Drivetrain and transmissions
Every 2000-2005 Sable is front-wheel drive with a four-speed automatic. Some Vulcan cars built through 2003 used the AX4S transaxle; Duratec cars got the heavier-duty AX4N (later renamed 4F50N), and from 2004 the AX4N handled everything. The transaxle is the known weak point of these cars; regular fluid service matters more than anything else you can do to one.
Year-by-year changes
- 2000: Full restyle inside and out on the carryover platform. New dashboard shared with the Taurus, available side airbags, and power adjustable pedals offered.
- 2001-2003: Mostly equipment shuffling. A GS Plus sedan slotted between the GS and the top trim for 2002-2003.
- 2004: Freshening at both ends, with a full-chrome grille, revised front and rear fascias, new taillights, and a new instrument cluster and steering wheel inside. Wagon production stopped in August 2004, a few months into the 2005 model year, so 2005 wagons exist but are scarce.
- 2005: Shortened final model year, nearly all sedans. The last fourth-generation Sable left Ford's Atlanta plant on April 29, 2005, as the Mercury Montego (a Ford Five Hundred twin) arrived, with the Mercury Milan following for 2006. This was the last use of the Sable name until the unrelated 2008-2009 revival.
Trims
The lineup launched as GS, LS, and LS Premium, with the GS as the value model (Vulcan powered) and the LS Premium carrying the Duratec, alloy wheels, and upgraded interior trim. A GS Plus sedan appeared for 2002-2003, and by 2004 the range had thinned, with LS Premium content sold as a package on the LS in the final year. Wagons mirrored the sedan trim structure. Late in the run the GS increasingly went to fleet buyers, and a large share of surviving 2004-2005 cars started life as fleet or rental units, which is worth remembering when reading a used listing.
Asked all the time
What engines came in the 2000-2005 Mercury Sable?
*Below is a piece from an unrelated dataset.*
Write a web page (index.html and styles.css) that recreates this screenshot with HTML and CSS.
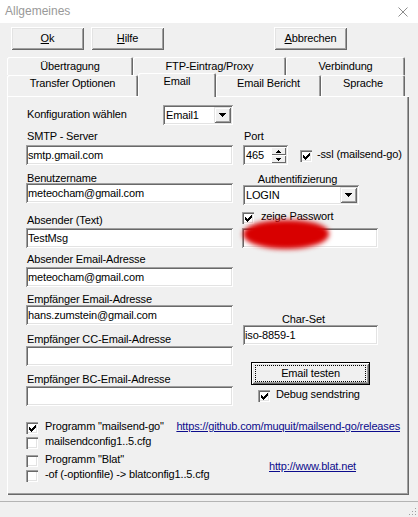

Every 2000-2005 Mercury Sable used a 3.0 liter V6, but there were two very different ones: the base pushrod Vulcan making 155 hp (listed at 153 hp in the last years), and the optional DOHC Duratec making 200 hp. Check the eighth VIN digit to tell them apart: U for Vulcan, S for Duratec, 2 for the flex-fuel Vulcan.
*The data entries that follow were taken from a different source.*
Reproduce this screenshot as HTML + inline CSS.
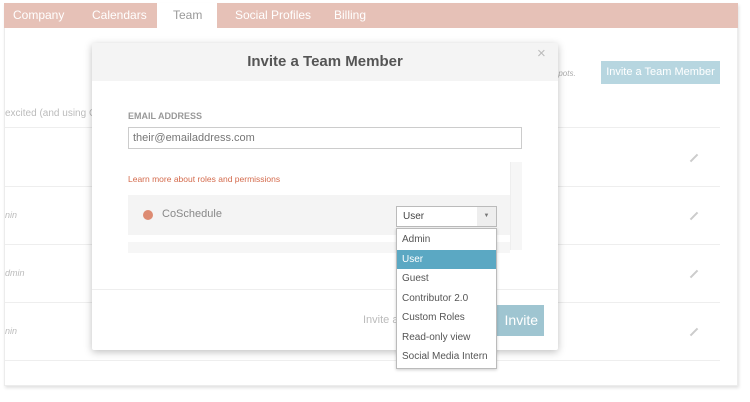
<!DOCTYPE html>
<html><head><style>
*{margin:0;padding:0;box-sizing:border-box}
body{width:750px;height:402px;background:#fff;font-family:"Liberation Sans",sans-serif;position:relative;overflow:hidden}
.abs{position:absolute}
.wrap{left:4px;top:3px;width:734px;height:383px;border:1px solid #ececec;box-shadow:1px 2px 3px rgba(0,0,0,.12);background:#fff}
.tabs{left:4px;top:3px;width:734px;height:25px;background:#e6c1b7}
.tab{top:3px;height:25px;line-height:24px;color:#fff;font-size:12px}
.sep{left:5px;width:715px;height:1px;background:#eee}
.pen{left:689px;width:10px;height:2px;background:#ccc;transform:rotate(-45deg)}
.lt{left:5px;font-size:9px;color:#bbb;font-style:italic}
.modal{left:92px;top:43px;width:466px;height:307px;background:#fff;box-shadow:0 2px 8px rgba(0,0,0,.25);border-radius:2px}
.dd div{height:19.5px;line-height:19.5px;padding-left:5px;font-size:10px;color:#555}
</style></head><body>
<div class="abs wrap"></div>
<div class="abs tabs"></div>
<div class="abs" style="left:157px;top:3px;width:60px;height:25px;background:#fff"></div>
<div class="abs tab" style="left:13px">Company</div>
<div class="abs tab" style="left:92px">Calendars</div>
<div class="abs tab" style="left:173px;color:#999">Team</div>
<div class="abs tab" style="left:235px">Social Profiles</div>
<div class="abs tab" style="left:334px">Billing</div>
<div class="abs" style="left:545px;top:69px;font-size:8px;color:#aaa;font-style:italic">er spots.</div>
<div class="abs" style="left:601px;top:61px;width:119px;height:23px;background:#b7d6e0;color:#fff;font-size:11px;line-height:23px;text-align:center">Invite a Team Member</div>
<div class="abs lt" style="top:108px;font-size:10px;font-style:normal">excited (and using Co</div>
<div class="abs sep" style="top:127px"></div>
<div class="abs sep" style="top:186px"></div>
<div class="abs sep" style="top:244px"></div>
<div class="abs sep" style="top:302px"></div>
<div class="abs sep" style="top:360px"></div>
<div class="abs lt" style="top:210px">nin</div>
<div class="abs lt" style="top:268px">dmin</div>
<div class="abs lt" style="top:326px">nin</div>
<div class="abs pen" style="top:157px"></div>
<div class="abs pen" style="top:215px"></div>
<div class="abs pen" style="top:273px"></div>
<div class="abs pen" style="top:331px"></div>
<div class="abs modal">
 <div class="abs" style="left:0;top:0;width:466px;height:38px;background:#f4f4f4;text-align:center;line-height:38px;font-size:15px;font-weight:bold;color:#555">Invite a Team Member</div>
 <div class="abs" style="left:445px;top:2px;font-size:15px;color:#bbb">×</div>
 <div class="abs" style="left:36px;top:68px;font-size:9px;font-weight:bold;color:#999">EMAIL ADDRESS</div>
 <div class="abs" style="left:36px;top:84px;width:394px;height:22px;border:1px solid #ccc;font-size:11px;color:#777;line-height:20px;padding-left:4px">their@emailaddress.com</div>
 <div class="abs" style="left:418px;top:119px;width:12px;height:88px;background:#f6f6f6;border-left:1px solid #eee"></div>
 <div class="abs" style="left:36px;top:131px;font-size:8.5px;color:#d46b4d">Learn more about roles and permissions</div>
 <div class="abs" style="left:36px;top:152px;width:382px;height:40px;background:#f4f4f4"></div>
 <div class="abs" style="left:36px;top:199px;width:382px;height:11px;background:#f6f6f6"></div>
 <div class="abs" style="left:51px;top:167px;width:10px;height:10px;border-radius:50%;background:#dd8b72"></div>
 <div class="abs" style="left:70px;top:165px;font-size:11px;color:#888">CoSchedule</div>
 <div class="abs" style="left:0;top:246px;width:466px;height:1px;background:#eee"></div>
 <div class="abs" style="left:271px;top:271px;font-size:11px;color:#bbb">Invite a</div>
 <div class="abs" style="left:405px;top:262px;width:47px;height:31px;background:#9fc5d1;color:#fff;font-size:14px;line-height:31px;text-align:right;padding-right:6px">Invite</div>
</div>
<div class="abs" style="left:396px;top:206px;width:101px;height:21px;background:#fff;border:1px solid #bbb;font-size:10px;color:#444;line-height:19px;padding-left:6px">User<div class="abs" style="right:0;top:0;width:19px;height:19px;background:#eee;font-size:6px;text-align:center;color:#777">▼</div></div>
<div class="abs dd" style="left:396px;top:228px;width:101px;height:141px;background:#fff;border:1px solid #bbb;box-shadow:0 1px 3px rgba(0,0,0,.2);padding-top:1px">
 <div>Admin</div><div style="background:#5ba8c3;color:#fff">User</div><div>Guest</div><div>Contributor 2.0</div><div>Custom Roles</div><div>Read-only view</div><div>Social Media Intern</div>
</div>
</body></html>
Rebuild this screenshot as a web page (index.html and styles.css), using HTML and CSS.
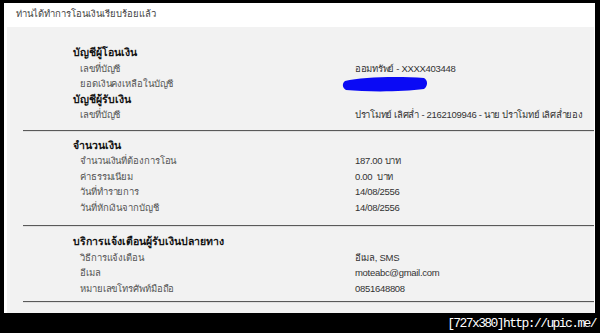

Which years of the fourth-generation Sable are the best to buy?
For the 2000-2005 Mercury Sable, the 2004-2005 cars carry the freshened styling and the most accumulated running fixes, and any Duratec car is the more pleasant drive. Whatever the year, transaxle service history matters more than the calendar; the AX4S/AX4N four-speed automatic is the common failure point.
What changed in 2004 on the Mercury Sable?
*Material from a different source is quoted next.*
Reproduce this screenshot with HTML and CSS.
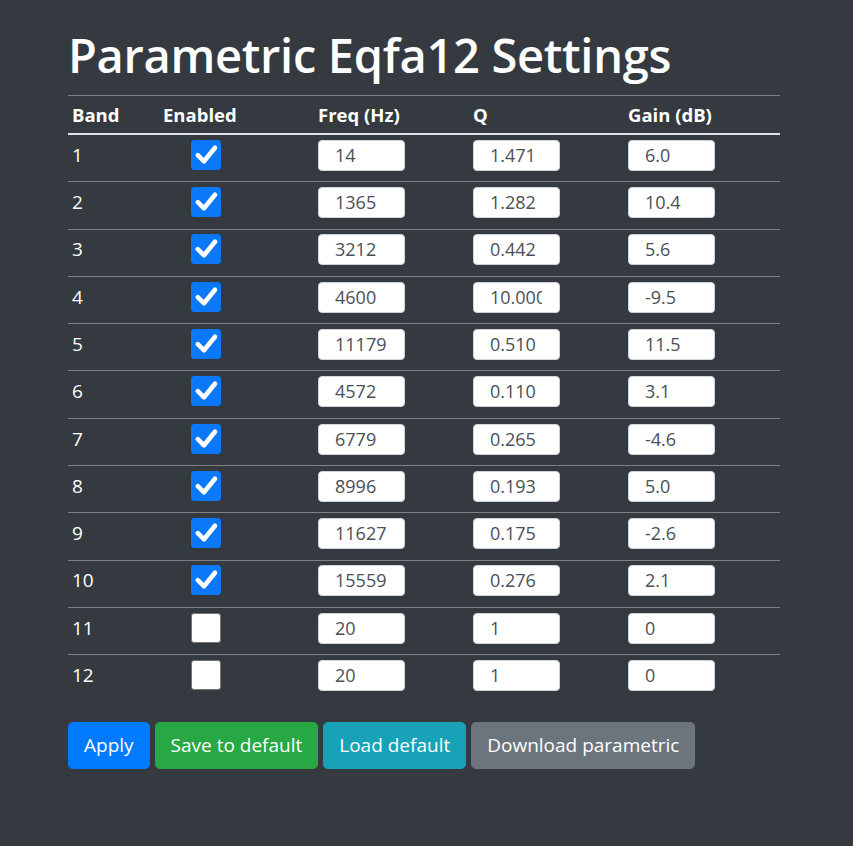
FILE: index.html
```html
<!DOCTYPE html>
<html lang="en">
<head>
<meta charset="utf-8">
<title>Parametric Eqfa12 Settings</title>
<link rel="stylesheet" href="styles.css">
</head>
<body>
<div class="page">
  <h1 class="title">Parametric Eqfa12 Settings</h1>
  <table class="eq-table">
    <colgroup>
      <col class="c-band"><col class="c-en"><col class="c-f"><col class="c-q"><col class="c-g">
    </colgroup>
    <thead>
      <tr><th>Band</th><th>Enabled</th><th>Freq (Hz)</th><th>Q</th><th>Gain (dB)</th></tr>
    </thead>
    <tbody>
      <tr><td>1</td><td><span class="chk on"><svg viewBox="0 0 30 30"><path d="M6.8 15.2 L13 21.3 L24 7.8"/></svg></span></td><td><span class="inp"><span class="val">14</span></span></td><td><span class="inp"><span class="val">1.471</span></span></td><td><span class="inp"><span class="val">6.0</span></span></td></tr>
      <tr><td>2</td><td><span class="chk on"><svg viewBox="0 0 30 30"><path d="M6.8 15.2 L13 21.3 L24 7.8"/></svg></span></td><td><span class="inp"><span class="val">1365</span></span></td><td><span class="inp"><span class="val">1.282</span></span></td><td><span class="inp"><span class="val">10.4</span></span></td></tr>
      <tr><td>3</td><td><span class="chk on"><svg viewBox="0 0 30 30"><path d="M6.8 15.2 L13 21.3 L24 7.8"/></svg></span></td><td><span class="inp"><span class="val">3212</span></span></td><td><span class="inp"><span class="val">0.442</span></span></td><td><span class="inp"><span class="val">5.6</span></span></td></tr>
      <tr><td>4</td><td><span class="chk on"><svg viewBox="0 0 30 30"><path d="M6.8 15.2 L13 21.3 L24 7.8"/></svg></span></td><td><span class="inp"><span class="val">4600</span></span></td><td><span class="inp"><span class="val">10.000</span></span></td><td><span class="inp"><span class="val">-9.5</span></span></td></tr>
      <tr><td>5</td><td><span class="chk on"><svg viewBox="0 0 30 30"><path d="M6.8 15.2 L13 21.3 L24 7.8"/></svg></span></td><td><span class="inp"><span class="val">11179</span></span></td><td><span class="inp"><span class="val">0.510</span></span></td><td><span class="inp"><span class="val">11.5</span></span></td></tr>
      <tr><td>6</td><td><span class="chk on"><svg viewBox="0 0 30 30"><path d="M6.8 15.2 L13 21.3 L24 7.8"/></svg></span></td><td><span class="inp"><span class="val">4572</span></span></td><td><span class="inp"><span class="val">0.110</span></span></td><td><span class="inp"><span class="val">3.1</span></span></td></tr>
      <tr><td>7</td><td><span class="chk on"><svg viewBox="0 0 30 30"><path d="M6.8 15.2 L13 21.3 L24 7.8"/></svg></span></td><td><span class="inp"><span class="val">6779</span></span></td><td><span class="inp"><span class="val">0.265</span></span></td><td><span class="inp"><span class="val">-4.6</span></span></td></tr>
      <tr><td>8</td><td><span class="chk on"><svg viewBox="0 0 30 30"><path d="M6.8 15.2 L13 21.3 L24 7.8"/></svg></span></td><td><span class="inp"><span class="val">8996</span></span></td><td><span class="inp"><span class="val">0.193</span></span></td><td><span class="inp"><span class="val">5.0</span></span></td></tr>
      <tr><td>9</td><td><span class="chk on"><svg viewBox="0 0 30 30"><path d="M6.8 15.2 L13 21.3 L24 7.8"/></svg></span></td><td><span class="inp"><span class="val">11627</span></span></td><td><span class="inp"><span class="val">0.175</span></span></td><td><span class="inp"><span class="val">-2.6</span></span></td></tr>
      <tr><td>10</td><td><span class="chk on"><svg viewBox="0 0 30 30"><path d="M6.8 15.2 L13 21.3 L24 7.8"/></svg></span></td><td><span class="inp"><span class="val">15559</span></span></td><td><span class="inp"><span class="val">0.276</span></span></td><td><span class="inp"><span class="val">2.1</span></span></td></tr>
      <tr><td>11</td><td><span class="chk"></span></td><td><span class="inp"><span class="val">20</span></span></td><td><span class="inp"><span class="val">1</span></span></td><td><span class="inp"><span class="val">0</span></span></td></tr>
      <tr><td>12</td><td><span class="chk"></span></td><td><span class="inp"><span class="val">20</span></span></td><td><span class="inp"><span class="val">1</span></span></td><td><span class="inp"><span class="val">0</span></span></td></tr>
    </tbody>
  </table>
  <div class="actions">
    <button class="btn btn-primary">Apply</button>
    <button class="btn btn-success">Save to default</button>
    <button class="btn btn-info">Load default</button>
    <button class="btn btn-secondary">Download parametric</button>
  </div>
</div>
</body>
</html>
```

FILE: styles.css
```css
html, body {
  margin: 0;
  padding: 0;
  background: #343a40;
  height: 100%;
}
body {
  font-family: "Open Sans", "Noto Sans", sans-serif;
  color: #fff;
  font-size: 19px;
}
.page {
  padding: 23px 73px 0 68px;
}
.title {
  margin: 0 0 8px 0;
  font-size: 47px;
  font-weight: 600;
  line-height: 64px;
  letter-spacing: -0.3px;
}
.eq-table {
  width: 712px;
  border-collapse: collapse;
  table-layout: fixed;
}
.c-band { width: 91px; }
.c-en { width: 155px; }
.c-f { width: 155px; }
.c-q { width: 155px; }
.c-g { width: 156px; }
.eq-table th {
  text-align: left;
  font-weight: 700;
  font-size: 18.5px;
  padding: 4.8px 4px;
  line-height: 27.4px;
  border-top: 1px solid #7d8185;
  border-bottom: 2px solid #dee2e6;
}
.eq-table td {
  padding: 4.8px 4px 10.5px;
  line-height: 31px;
  height: 31px;
  vertical-align: top;
  border-top: 1px solid #7d8185;
}
.eq-table tbody tr:first-child td {
  border-top: none;
}
.chk {
  display: inline-block;
  vertical-align: top;
  box-sizing: border-box;
  width: 30px;
  height: 30px;
  margin-left: 28px;
  border-radius: 3px;
  background: #fff;
  border: 1px solid #767676;
}
.chk.on {
  background: #0a78f8;
  border-color: #0a78f8;
}
.chk svg {
  display: block;
  width: 30px;
  height: 30px;
  margin: -1px;
  fill: none;
  stroke: #fff;
  stroke-width: 4.6;
  stroke-linecap: round;
  stroke-linejoin: round;
}
.inp {
  display: inline-block;
  vertical-align: top;
  box-sizing: border-box;
  width: 87px;
  height: 31px;
  padding: 0 17px 0 16px;
  background: #fff;
  border: 1px solid #ced4da;
  border-radius: 4px;
  color: #495057;
  font-size: 18px;
  line-height: 29px;
}
.val {
  display: block;
  overflow: hidden;
  white-space: nowrap;
}
.actions {
  display: flex;
  gap: 5px;
  margin-top: 20px;
}
.btn {
  font-family: inherit;
  font-size: 19px;
  line-height: 29px;
  padding: 8px 15px;
  border: 1px solid transparent;
  border-radius: 4.8px;
  color: #fff;
  cursor: pointer;
}
.btn-primary { background: #007bff; border-color: #007bff; }
.btn-success { background: #28a745; border-color: #28a745; }
.btn-info { background: #17a2b8; border-color: #17a2b8; }
.btn-secondary { background: #6c757d; border-color: #6c757d; }
```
The 2004 Mercury Sable got a freshening at both ends: a full-chrome grille, revised front and rear fascias, new taillights, and a new instrument cluster and steering wheel inside. Wagon production stopped in August 2004, early in the 2005 model year, and the whole line ended in April 2005 before the Montego took over.
Is the Vulcan or the Duratec 3.0 the better engine in a Sable?
In the 2000-2005 Mercury Sable, the 155 hp Vulcan is the tougher, simpler engine and the cheaper one to maintain, while the 200 hp Duratec is noticeably quicker and better on the highway. Both share the same weak link, the four-speed automatic transaxle, so buy on transmission condition first.
Why did the Mercury Sable end in 2005?
Mercury replaced the Sable with the Montego, a larger twin of the Ford Five Hundred, for 2005, with the mid-size Milan following for 2006. The last fourth-generation Sable was built at Ford's Atlanta plant on April 29, 2005, after a shortened final model year. The Sable name returned briefly on a renamed Montego for 2008-2009.
Did the 2000-2005 Mercury Sable come as a wagon?
Yes. The fourth-generation Mercury Sable offered a four-door wagon with an available rear-facing third-row seat from 2000 into early 2005. Wagon production stopped in August 2004, a few months into the 2005 model year, so a small number of 2005 wagons were built before the sedan ended in April 2005.